I am not a regex whizz either,

^(.*)//(.*)/(.*)$
<a href="\1//\2/\3">\2</a>

was what worked for me when I tried to use as find and replace in programmer's notepad.

^(.)// should extract the protocol - referred as \1 in the second line. (.)/ should extract everything till the first / - referred as \2 in the second line. (.*)$ captures everything till the end of the string. - referred as \3 in the second line.


Added later

^(.*)( )(.*)//(.*)/(.*)( )(.*)$
\1\2<a href="\3//\4/\5">\4</a> \7

This should be a bit better, but will only replace just 1 URL

Upvotes: 2

Battle_707
Battle_707

Reputation: 708

This is the simples and cleanest way:

$str = 'http://www.youtube.com/watch?v=spsnQWtsUFM';
preg_match("#//(.+?)/#", $str, $matches);

$site_url = $matches[1];

EDIT: I assume that the $str had been checked to be a URL in the first place, so I left that out. Also, I assume that all the URLs will contain either 'http://' or 'https://'. In case the url is formatted like this www.youtube.com/watch?v=spsnQWtsUFM or even youtube.com/watch?v=spsnQWtsUFM, the above regexp won't work!
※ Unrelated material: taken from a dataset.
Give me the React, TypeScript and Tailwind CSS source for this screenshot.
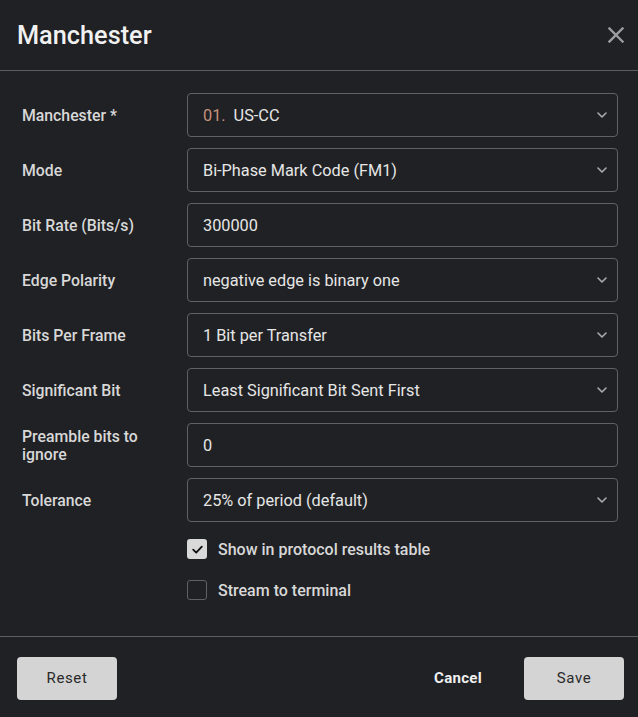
import React from "react";

const Chevron = () => (
  <svg width="10" height="6" viewBox="0 0 10 6" className="shrink-0">
    <path d="M1 1l4 4 4-4" fill="none" stroke="#a9abae" strokeWidth="1.6" strokeLinecap="round" strokeLinejoin="round" />
  </svg>
);

type Row = { label: React.ReactNode; value: React.ReactNode; select: boolean };

const rows: Row[] = [
  {
    label: "Manchester *",
    value: (
      <>
        <span className="text-[#c8917c] mr-[8px]">01.</span>US-CC
      </>
    ),
    select: true,
  },
  { label: "Mode", value: "Bi-Phase Mark Code (FM1)", select: true },
  { label: "Bit Rate (Bits/s)", value: "300000", select: false },
  { label: "Edge Polarity", value: "negative edge is binary one", select: true },
  { label: "Bits Per Frame", value: "1 Bit per Transfer", select: true },
  { label: "Significant Bit", value: "Least Significant Bit Sent First", select: true },
  { label: "Preamble bits to ignore", value: "0", select: false },
  { label: "Tolerance", value: "25% of period (default)", select: true },
];

export default function App() {
  return (
    <div
      className="w-[638px] h-[717px] bg-[#202124] flex flex-col text-[#e3e3e3]"
      style={{ fontFamily: "Roboto, 'Noto Sans', sans-serif" }}
    >
      <div className="h-[71px] shrink-0 flex items-center justify-between pl-[17px] pr-[14px] border-b border-[#5c5e62]">
        <div className="text-[25.3px] font-medium text-[#f1f1f1] leading-none mt-[1px]">Manchester</div>
        <svg width="16" height="16" viewBox="0 0 16 16" className="mt-[-1px]">
          <path d="M1.5 1.5l13 13M14.5 1.5l-13 13" stroke="#9c9da0" strokeWidth="2.4" strokeLinecap="square" />
        </svg>
      </div>
      <div className="flex-1 flex flex-col pt-[22px] pl-[22px] pr-[20px]">
        <div className="flex flex-col gap-[11px]">
          {rows.map((r, i) => (
            <div key={i} className="flex items-center">
              <div className="w-[150px] mr-[15px] text-[15.8px] font-medium leading-[18px] text-[#d8d8d8] mt-[1px]">{r.label}</div>
              <div className="flex-1 h-[44px] border border-[#5f6165] rounded-[4px] flex items-center justify-between pl-[15px] pr-[10px] text-[16.3px] text-[#e6e6e6]">
                <span className="mt-[2px]">{r.value}</span>
                {r.select && <Chevron />}
              </div>
            </div>
          ))}
        </div>
        <div className="pl-[165px] mt-[17px] flex flex-col gap-[21px]">
          <div className="flex items-center gap-[11px] h-[20px]">
            <div className="w-[20px] h-[20px] rounded-[3px] bg-[#d9d9d9] flex items-center justify-center">
              <svg width="11" height="9" viewBox="0 0 11 9">
                <path d="M1.2 4.6l3 3 5.6-6" fill="none" stroke="#111" strokeWidth="1.8" strokeLinecap="round" strokeLinejoin="round" />
              </svg>
            </div>
            <span className="text-[16px] font-medium leading-[20px] text-[#d8d8d8] mt-[1px]">Show in protocol results table</span>
          </div>
          <div className="flex items-center gap-[11px] h-[20px]">
            <div className="w-[20px] h-[20px] rounded-[3px] border border-[#5f6165]" />
            <span className="text-[16px] font-medium leading-[20px] text-[#d8d8d8] mt-[1px]">Stream to terminal</span>
          </div>
        </div>
      </div>
      <div className="h-[81px] shrink-0 border-t border-[#5c5e62] flex items-start justify-between pl-[17px] pr-[14px] pt-[20px]">
        <button className="w-[100px] h-[43px] rounded-[4px] bg-[#d4d4d4] text-[#2a2a2a] text-[15px] font-normal tracking-[0.6px]">
          Reset
        </button>
        <div className="flex items-center gap-[42px]">
          <span className="text-[15px] font-bold text-[#f0f0f0] tracking-[0.3px]">Cancel</span>
          <button className="w-[100px] h-[43px] rounded-[4px] bg-[#d4d4d4] text-[#2a2a2a] text-[15px] font-normal tracking-[0.6px]">
            Save
          </button>
        </div>
      </div>
    </div>
  );
}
EDIT2: I'm sorry, I didn't realize that you were trying to replace all strings in a whole test. In that case, this should work the way you want it:

$str = preg_replace('#(\A|[^=\]\'"a-zA-Z0-9])(http[s]?://(.+?)/[^()<>\s]+)#i', '\\1<a href="\\2">\\3</a>', $str);

Upvotes: 5

Tudor Constantin
Tudor Constantin

Reputation: 26871

I think this should do it (I haven't tested it):

preg_match('/^http[s]?:\/\/(.+?)\/.*/i', $main_url, $matches);
$final_url = '<a href="'.$main_url.'">'.$matches[1].'</a>';

Upvotes: 0

JMTyler
JMTyler

Reputation: 1604

The \0 is replaced by the entire matched string, whereas \x (where x is a number other than 0 starting at 1) will be replaced by each subpart of your matched string based on what you wrap in parentheses and the order those groups appear. Your solution is as follows:

ereg_replace("[[:alpha:]]+://([^<>[:space:]]+[:alnum:]*)[[:alnum:]/]", "<a href=\"\\0\" class=\"bwl\" target=\"_new\">\\1</a>

I haven't been able to test this though so let me know if it works.